*STORED ROWS*

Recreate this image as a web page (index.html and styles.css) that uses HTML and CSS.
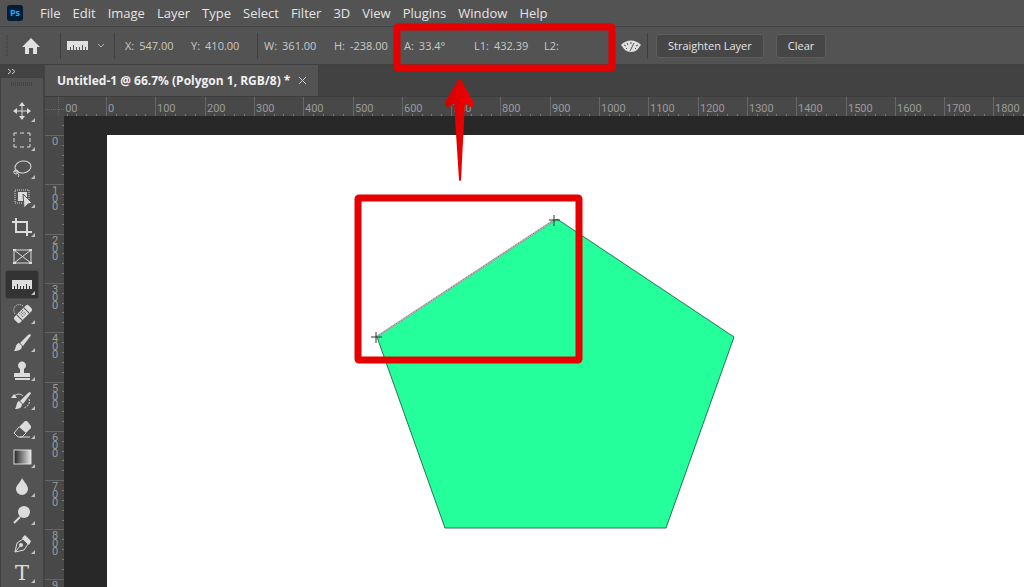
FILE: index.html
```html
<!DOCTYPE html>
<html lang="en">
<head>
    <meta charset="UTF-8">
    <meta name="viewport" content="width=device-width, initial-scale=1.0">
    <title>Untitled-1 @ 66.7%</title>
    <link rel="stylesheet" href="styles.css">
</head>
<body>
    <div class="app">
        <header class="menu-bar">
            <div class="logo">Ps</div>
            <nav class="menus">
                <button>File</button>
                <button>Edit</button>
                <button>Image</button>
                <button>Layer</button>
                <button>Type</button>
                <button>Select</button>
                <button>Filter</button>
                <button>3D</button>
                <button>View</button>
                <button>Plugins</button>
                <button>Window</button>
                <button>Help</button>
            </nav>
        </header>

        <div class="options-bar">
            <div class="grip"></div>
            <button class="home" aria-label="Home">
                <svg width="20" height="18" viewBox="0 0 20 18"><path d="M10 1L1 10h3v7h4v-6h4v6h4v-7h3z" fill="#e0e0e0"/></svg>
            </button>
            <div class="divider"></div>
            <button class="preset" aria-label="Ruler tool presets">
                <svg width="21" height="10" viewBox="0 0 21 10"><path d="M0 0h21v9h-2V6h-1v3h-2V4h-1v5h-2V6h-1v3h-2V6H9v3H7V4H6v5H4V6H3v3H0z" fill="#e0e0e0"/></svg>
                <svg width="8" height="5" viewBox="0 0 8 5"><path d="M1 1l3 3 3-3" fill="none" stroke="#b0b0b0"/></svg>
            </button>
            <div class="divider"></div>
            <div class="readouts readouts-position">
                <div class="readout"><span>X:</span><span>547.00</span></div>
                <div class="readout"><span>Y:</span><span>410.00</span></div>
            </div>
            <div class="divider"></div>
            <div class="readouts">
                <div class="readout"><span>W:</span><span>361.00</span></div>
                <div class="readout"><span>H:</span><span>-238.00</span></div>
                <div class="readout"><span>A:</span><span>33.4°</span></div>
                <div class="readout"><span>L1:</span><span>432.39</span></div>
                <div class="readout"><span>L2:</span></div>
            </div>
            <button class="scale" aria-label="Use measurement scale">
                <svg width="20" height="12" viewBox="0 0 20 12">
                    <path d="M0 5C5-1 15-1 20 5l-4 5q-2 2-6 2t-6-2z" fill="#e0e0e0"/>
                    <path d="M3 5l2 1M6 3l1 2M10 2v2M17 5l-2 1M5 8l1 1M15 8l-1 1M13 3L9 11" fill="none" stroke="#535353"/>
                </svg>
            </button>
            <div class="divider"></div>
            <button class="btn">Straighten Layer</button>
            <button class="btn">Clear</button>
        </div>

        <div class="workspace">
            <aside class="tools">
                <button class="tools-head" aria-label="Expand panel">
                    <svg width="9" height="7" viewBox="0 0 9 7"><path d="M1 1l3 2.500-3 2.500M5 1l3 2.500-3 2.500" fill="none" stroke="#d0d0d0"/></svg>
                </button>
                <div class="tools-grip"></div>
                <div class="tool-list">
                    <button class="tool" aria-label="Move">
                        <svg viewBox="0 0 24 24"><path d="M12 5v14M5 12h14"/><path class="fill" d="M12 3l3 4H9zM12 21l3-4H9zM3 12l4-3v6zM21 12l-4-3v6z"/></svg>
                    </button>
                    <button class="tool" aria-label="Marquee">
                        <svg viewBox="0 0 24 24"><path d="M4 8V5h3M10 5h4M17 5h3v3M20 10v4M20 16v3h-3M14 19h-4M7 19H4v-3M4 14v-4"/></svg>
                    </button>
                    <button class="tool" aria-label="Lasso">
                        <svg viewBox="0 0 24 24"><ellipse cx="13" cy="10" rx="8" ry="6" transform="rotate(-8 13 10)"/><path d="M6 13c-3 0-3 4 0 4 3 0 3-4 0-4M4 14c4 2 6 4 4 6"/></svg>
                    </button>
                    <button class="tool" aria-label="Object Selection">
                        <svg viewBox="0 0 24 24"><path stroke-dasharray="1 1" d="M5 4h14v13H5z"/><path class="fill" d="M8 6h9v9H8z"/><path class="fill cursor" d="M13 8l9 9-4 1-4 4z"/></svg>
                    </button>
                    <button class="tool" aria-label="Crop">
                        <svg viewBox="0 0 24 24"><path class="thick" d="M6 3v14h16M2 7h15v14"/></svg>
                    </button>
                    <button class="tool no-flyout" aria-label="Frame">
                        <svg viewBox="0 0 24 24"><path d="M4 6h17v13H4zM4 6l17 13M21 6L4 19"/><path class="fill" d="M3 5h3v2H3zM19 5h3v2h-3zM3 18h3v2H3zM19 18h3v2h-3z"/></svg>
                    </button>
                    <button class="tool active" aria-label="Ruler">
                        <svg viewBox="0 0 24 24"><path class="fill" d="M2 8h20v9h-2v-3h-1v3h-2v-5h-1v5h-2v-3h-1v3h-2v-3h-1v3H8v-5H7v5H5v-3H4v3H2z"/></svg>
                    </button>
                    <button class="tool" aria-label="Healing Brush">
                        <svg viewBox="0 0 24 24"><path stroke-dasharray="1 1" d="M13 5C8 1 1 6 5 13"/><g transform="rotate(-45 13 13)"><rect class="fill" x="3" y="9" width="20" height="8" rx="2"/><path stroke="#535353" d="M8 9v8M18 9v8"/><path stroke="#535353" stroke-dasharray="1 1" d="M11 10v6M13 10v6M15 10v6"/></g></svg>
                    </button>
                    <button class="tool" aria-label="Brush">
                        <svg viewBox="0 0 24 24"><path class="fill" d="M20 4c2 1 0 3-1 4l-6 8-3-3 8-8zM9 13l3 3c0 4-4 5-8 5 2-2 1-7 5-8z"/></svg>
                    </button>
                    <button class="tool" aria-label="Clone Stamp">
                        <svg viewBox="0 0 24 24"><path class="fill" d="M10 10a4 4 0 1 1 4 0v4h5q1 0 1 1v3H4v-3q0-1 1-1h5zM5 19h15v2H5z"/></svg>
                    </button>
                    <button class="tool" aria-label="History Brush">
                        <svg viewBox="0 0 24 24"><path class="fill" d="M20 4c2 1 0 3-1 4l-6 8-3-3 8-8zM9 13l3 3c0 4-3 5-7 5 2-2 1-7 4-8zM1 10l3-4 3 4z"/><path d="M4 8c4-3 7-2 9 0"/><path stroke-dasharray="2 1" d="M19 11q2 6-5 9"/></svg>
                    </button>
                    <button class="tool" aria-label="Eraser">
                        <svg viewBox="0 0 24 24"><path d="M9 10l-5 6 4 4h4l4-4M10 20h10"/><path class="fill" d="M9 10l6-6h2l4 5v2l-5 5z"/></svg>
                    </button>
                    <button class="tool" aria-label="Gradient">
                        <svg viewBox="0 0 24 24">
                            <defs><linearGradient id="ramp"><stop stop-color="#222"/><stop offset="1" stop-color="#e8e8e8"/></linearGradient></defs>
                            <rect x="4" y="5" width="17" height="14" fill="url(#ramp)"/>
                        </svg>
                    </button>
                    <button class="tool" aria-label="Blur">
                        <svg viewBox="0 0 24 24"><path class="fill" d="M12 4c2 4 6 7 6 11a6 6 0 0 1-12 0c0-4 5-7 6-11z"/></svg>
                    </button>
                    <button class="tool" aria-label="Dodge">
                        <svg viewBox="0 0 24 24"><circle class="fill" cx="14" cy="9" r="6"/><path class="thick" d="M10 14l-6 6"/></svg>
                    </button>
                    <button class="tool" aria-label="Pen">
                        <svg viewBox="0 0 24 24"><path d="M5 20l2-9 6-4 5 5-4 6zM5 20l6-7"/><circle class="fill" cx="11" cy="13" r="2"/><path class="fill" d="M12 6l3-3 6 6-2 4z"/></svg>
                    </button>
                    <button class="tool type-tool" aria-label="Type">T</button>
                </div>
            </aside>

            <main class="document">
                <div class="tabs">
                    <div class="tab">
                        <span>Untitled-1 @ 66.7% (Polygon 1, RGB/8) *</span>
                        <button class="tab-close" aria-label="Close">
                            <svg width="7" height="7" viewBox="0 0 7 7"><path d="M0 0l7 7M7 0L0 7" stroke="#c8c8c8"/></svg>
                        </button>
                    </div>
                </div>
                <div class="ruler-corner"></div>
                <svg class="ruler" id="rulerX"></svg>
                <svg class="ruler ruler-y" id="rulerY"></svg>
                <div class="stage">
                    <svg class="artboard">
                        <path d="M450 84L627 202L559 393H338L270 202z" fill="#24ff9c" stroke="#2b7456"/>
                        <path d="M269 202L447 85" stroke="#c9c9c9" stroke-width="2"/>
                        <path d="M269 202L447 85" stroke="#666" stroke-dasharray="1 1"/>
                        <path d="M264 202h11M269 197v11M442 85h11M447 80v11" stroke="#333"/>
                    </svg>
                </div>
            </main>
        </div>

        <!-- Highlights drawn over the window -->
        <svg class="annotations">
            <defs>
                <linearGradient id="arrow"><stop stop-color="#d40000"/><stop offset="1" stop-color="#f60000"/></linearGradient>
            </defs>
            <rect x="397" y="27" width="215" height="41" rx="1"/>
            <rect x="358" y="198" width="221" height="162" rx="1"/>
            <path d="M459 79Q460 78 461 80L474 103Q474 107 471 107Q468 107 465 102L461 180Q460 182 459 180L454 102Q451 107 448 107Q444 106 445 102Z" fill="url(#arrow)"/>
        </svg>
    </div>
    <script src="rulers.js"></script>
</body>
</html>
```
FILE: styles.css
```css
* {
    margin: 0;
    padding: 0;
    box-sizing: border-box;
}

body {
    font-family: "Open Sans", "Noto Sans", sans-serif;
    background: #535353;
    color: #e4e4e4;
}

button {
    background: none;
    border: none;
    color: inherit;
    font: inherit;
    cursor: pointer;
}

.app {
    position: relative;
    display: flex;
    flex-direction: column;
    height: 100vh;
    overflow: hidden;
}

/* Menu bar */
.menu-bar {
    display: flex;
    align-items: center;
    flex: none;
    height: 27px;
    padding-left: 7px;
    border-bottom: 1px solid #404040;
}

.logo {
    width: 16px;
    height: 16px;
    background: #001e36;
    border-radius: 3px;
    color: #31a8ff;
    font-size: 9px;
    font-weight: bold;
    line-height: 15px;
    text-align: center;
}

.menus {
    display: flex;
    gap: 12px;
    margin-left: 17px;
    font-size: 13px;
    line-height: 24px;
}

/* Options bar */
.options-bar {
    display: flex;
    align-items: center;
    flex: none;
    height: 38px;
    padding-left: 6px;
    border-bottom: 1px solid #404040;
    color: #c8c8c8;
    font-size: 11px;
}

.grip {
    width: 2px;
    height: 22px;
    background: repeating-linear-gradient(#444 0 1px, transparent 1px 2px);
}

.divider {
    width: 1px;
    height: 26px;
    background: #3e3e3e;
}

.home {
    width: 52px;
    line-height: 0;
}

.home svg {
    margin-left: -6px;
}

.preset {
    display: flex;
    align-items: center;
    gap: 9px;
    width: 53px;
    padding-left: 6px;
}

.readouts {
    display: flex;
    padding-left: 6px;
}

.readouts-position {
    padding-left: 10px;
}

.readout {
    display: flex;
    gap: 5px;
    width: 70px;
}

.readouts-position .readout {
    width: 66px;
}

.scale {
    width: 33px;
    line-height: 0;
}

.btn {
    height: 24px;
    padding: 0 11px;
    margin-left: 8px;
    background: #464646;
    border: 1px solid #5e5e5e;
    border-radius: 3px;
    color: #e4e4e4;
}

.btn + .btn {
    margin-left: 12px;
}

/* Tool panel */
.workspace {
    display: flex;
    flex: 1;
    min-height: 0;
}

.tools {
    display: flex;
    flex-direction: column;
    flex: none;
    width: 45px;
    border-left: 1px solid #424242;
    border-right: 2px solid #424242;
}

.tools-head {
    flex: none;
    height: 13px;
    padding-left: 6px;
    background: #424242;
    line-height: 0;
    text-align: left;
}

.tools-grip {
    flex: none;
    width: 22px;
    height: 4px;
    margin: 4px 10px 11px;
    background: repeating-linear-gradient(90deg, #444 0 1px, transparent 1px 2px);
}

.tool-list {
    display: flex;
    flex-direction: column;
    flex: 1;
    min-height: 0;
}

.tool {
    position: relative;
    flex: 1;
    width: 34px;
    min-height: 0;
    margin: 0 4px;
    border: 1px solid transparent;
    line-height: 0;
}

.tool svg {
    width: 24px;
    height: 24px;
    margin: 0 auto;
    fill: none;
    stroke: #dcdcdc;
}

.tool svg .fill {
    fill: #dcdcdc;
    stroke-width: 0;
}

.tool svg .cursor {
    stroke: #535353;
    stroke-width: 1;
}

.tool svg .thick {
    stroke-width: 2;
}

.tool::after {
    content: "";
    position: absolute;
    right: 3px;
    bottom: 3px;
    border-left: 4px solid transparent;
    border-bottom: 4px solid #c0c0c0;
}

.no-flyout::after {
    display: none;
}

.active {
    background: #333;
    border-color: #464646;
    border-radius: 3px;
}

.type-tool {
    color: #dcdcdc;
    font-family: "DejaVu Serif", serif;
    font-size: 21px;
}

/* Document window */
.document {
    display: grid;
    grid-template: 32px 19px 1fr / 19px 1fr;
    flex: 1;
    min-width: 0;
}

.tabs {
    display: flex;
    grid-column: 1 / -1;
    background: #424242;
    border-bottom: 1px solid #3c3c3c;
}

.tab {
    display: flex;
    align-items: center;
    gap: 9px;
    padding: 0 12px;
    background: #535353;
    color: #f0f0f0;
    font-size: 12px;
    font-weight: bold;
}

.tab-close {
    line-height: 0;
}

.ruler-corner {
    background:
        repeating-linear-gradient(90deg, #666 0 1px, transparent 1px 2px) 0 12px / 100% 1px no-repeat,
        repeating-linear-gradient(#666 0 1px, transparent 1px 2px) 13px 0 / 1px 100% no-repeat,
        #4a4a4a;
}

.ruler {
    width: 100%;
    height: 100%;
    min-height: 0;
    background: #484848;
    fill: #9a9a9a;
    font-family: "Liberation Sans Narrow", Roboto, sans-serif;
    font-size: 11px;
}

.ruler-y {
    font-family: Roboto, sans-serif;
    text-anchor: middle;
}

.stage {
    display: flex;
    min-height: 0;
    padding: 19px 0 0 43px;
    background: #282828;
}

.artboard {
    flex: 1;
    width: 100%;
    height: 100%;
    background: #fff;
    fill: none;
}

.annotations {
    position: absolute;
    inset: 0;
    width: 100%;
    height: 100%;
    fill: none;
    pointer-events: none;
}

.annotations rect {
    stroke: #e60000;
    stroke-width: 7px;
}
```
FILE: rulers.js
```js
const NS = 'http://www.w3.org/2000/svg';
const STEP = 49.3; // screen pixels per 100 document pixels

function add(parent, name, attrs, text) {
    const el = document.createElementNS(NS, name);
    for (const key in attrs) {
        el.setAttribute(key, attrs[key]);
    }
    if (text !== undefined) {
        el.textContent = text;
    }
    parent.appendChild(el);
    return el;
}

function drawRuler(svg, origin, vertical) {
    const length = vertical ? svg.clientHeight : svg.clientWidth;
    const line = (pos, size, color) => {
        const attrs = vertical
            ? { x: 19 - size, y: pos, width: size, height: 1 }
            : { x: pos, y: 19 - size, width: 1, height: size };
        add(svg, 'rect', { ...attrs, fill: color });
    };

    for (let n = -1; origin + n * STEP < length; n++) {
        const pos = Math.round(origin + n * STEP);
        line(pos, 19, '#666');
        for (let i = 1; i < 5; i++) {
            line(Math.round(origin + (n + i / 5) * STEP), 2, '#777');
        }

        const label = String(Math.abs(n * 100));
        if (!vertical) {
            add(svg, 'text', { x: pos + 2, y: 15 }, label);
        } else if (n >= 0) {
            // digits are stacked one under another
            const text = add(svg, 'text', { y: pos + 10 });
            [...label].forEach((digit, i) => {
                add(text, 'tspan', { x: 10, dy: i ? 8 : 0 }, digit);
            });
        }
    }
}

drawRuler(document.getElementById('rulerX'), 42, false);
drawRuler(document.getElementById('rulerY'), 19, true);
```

==

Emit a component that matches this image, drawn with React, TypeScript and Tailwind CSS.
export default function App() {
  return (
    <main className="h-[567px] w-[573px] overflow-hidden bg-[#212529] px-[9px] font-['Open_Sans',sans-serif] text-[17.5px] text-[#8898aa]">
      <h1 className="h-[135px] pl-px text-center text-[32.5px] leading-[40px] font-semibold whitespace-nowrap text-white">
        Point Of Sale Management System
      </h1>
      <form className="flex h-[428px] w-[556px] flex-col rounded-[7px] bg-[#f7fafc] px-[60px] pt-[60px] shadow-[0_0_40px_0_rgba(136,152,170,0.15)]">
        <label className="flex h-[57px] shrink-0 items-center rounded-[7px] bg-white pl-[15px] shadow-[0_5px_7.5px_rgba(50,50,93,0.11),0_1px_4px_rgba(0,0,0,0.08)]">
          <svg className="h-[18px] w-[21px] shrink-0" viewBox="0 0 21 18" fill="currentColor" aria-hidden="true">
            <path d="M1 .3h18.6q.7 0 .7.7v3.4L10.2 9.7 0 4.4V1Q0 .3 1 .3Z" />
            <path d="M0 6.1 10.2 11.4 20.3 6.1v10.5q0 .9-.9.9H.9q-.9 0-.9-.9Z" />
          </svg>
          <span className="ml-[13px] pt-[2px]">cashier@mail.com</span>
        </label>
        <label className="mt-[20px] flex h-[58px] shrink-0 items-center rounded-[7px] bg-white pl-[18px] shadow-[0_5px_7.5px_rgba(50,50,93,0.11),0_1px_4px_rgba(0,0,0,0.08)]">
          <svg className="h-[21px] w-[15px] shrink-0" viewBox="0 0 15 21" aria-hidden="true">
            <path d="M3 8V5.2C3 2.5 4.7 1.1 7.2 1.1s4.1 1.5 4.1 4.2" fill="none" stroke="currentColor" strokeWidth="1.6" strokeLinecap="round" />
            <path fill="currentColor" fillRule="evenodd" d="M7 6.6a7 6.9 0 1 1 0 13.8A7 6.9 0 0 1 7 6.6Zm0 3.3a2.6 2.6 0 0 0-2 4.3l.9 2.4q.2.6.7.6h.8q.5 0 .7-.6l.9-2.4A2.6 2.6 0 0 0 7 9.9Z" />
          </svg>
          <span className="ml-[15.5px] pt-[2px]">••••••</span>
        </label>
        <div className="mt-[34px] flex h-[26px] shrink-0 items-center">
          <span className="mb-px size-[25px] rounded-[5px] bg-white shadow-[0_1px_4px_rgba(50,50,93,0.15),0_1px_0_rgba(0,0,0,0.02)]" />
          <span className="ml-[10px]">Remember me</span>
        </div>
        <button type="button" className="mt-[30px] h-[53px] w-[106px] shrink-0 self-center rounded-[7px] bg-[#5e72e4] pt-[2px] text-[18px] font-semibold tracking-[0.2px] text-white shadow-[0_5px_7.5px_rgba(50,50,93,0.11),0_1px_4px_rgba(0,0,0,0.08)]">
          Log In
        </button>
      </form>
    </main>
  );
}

*TASK TO COMPLETE*
From the data above, work out how many lines contain the string "this" and reply with only the number.

*CORRECT ANSWER*
2